Problem details:
Transcribe the full listing exactly, and drop every picture.

Recorded data:
==============================

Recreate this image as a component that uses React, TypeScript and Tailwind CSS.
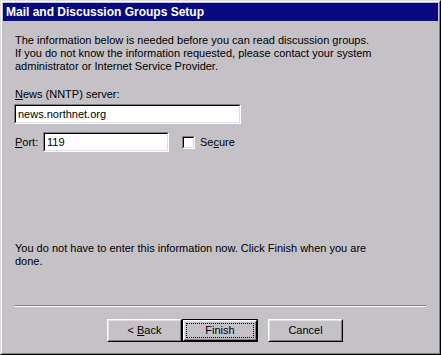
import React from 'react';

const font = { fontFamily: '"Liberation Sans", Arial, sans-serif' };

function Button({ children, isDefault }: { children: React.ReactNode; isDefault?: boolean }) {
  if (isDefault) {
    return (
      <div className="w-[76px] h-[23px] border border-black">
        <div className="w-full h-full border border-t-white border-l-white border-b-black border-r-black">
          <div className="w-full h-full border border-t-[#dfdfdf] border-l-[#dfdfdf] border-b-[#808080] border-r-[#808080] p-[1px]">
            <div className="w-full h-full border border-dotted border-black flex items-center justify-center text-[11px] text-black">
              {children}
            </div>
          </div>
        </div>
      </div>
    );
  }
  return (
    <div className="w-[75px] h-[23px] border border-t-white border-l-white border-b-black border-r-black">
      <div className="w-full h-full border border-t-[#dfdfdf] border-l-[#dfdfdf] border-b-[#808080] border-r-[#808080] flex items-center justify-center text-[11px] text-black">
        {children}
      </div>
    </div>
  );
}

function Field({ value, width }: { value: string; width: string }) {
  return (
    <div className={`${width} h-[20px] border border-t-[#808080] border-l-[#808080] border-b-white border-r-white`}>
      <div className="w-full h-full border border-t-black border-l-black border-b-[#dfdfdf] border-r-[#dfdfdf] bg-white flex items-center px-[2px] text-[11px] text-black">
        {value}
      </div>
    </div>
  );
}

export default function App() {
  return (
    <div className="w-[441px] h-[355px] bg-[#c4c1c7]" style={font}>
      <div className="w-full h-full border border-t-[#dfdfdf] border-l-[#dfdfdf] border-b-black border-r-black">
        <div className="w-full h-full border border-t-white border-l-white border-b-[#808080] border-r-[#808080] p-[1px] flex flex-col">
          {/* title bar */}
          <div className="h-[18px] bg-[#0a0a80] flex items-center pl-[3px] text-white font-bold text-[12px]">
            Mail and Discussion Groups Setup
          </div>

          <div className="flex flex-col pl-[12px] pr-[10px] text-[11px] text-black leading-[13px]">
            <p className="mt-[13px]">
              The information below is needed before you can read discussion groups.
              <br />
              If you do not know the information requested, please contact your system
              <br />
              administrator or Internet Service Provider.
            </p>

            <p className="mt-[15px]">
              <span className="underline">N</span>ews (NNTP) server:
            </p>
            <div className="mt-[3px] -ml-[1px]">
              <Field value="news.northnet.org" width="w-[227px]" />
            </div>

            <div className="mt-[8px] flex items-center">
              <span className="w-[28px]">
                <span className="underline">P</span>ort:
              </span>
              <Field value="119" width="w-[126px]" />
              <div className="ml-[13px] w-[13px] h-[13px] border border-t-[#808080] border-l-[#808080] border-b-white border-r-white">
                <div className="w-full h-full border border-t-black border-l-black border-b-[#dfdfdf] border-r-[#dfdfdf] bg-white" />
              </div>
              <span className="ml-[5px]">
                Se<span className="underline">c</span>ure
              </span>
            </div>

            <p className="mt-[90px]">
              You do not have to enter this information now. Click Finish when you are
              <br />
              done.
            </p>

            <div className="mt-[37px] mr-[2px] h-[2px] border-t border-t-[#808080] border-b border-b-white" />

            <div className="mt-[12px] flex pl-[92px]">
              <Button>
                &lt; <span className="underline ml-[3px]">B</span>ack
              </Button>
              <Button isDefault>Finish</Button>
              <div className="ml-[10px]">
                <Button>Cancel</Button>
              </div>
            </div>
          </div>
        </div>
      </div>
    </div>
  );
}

==============================

Full answer:
Recreate this image as a component that uses React, TypeScript and Tailwind CSS.
import React from 'react';

const font = { fontFamily: '"Liberation Sans", Arial, sans-serif' };

function Button({ children, isDefault }: { children: React.ReactNode; isDefault?: boolean }) {
  if (isDefault) {
    return (
      <div className="w-[76px] h-[23px] border border-black">
        <div className="w-full h-full border border-t-white border-l-white border-b-black border-r-black">
          <div className="w-full h-full border border-t-[#dfdfdf] border-l-[#dfdfdf] border-b-[#808080] border-r-[#808080] p-[1px]">
            <div className="w-full h-full border border-dotted border-black flex items-center justify-center text-[11px] text-black">
              {children}
            </div>
          </div>
        </div>
      </div>
    );
  }
  return (
    <div className="w-[75px] h-[23px] border border-t-white border-l-white border-b-black border-r-black">
      <div className="w-full h-full border border-t-[#dfdfdf] border-l-[#dfdfdf] border-b-[#808080] border-r-[#808080] flex items-center justify-center text-[11px] text-black">
        {children}
      </div>
    </div>
  );
}

function Field({ value, width }: { value: string; width: string }) {
  return (
    <div className={`${width} h-[20px] border border-t-[#808080] border-l-[#808080] border-b-white border-r-white`}>
      <div className="w-full h-full border border-t-black border-l-black border-b-[#dfdfdf] border-r-[#dfdfdf] bg-white flex items-center px-[2px] text-[11px] text-black">
        {value}
      </div>
    </div>
  );
}

export default function App() {
  return (
    <div className="w-[441px] h-[355px] bg-[#c4c1c7]" style={font}>
      <div className="w-full h-full border border-t-[#dfdfdf] border-l-[#dfdfdf] border-b-black border-r-black">
        <div className="w-full h-full border border-t-white border-l-white border-b-[#808080] border-r-[#808080] p-[1px] flex flex-col">
          {/* title bar */}
          <div className="h-[18px] bg-[#0a0a80] flex items-center pl-[3px] text-white font-bold text-[12px]">
            Mail and Discussion Groups Setup
          </div>

          <div className="flex flex-col pl-[12px] pr-[10px] text-[11px] text-black leading-[13px]">
            <p className="mt-[13px]">
              The information below is needed before you can read discussion groups.
              <br />
              If you do not know the information requested, please contact your system
              <br />
              administrator or Internet Service Provider.
            </p>

            <p className="mt-[15px]">
              <span className="underline">N</span>ews (NNTP) server:
            </p>
            <div className="mt-[3px] -ml-[1px]">
              <Field value="news.northnet.org" width="w-[227px]" />
            </div>

            <div className="mt-[8px] flex items-center">
              <span className="w-[28px]">
                <span className="underline">P</span>ort:
              </span>
              <Field value="119" width="w-[126px]" />
              <div className="ml-[13px] w-[13px] h-[13px] border border-t-[#808080] border-l-[#808080] border-b-white border-r-white">
                <div className="w-full h-full border border-t-black border-l-black border-b-[#dfdfdf] border-r-[#dfdfdf] bg-white" />
              </div>
              <span className="ml-[5px]">
                Se<span className="underline">c</span>ure
              </span>
            </div>

            <p className="mt-[90px]">
              You do not have to enter this information now. Click Finish when you are
              <br />
              done.
            </p>

            <div className="mt-[37px] mr-[2px] h-[2px] border-t border-t-[#808080] border-b border-b-white" />

            <div className="mt-[12px] flex pl-[92px]">
              <Button>
                &lt; <span className="underline ml-[3px]">B</span>ack
              </Button>
              <Button isDefault>Finish</Button>
              <div className="ml-[10px]">
                <Button>Cancel</Button>
              </div>
            </div>
          </div>
        </div>
      </div>
    </div>
  );
}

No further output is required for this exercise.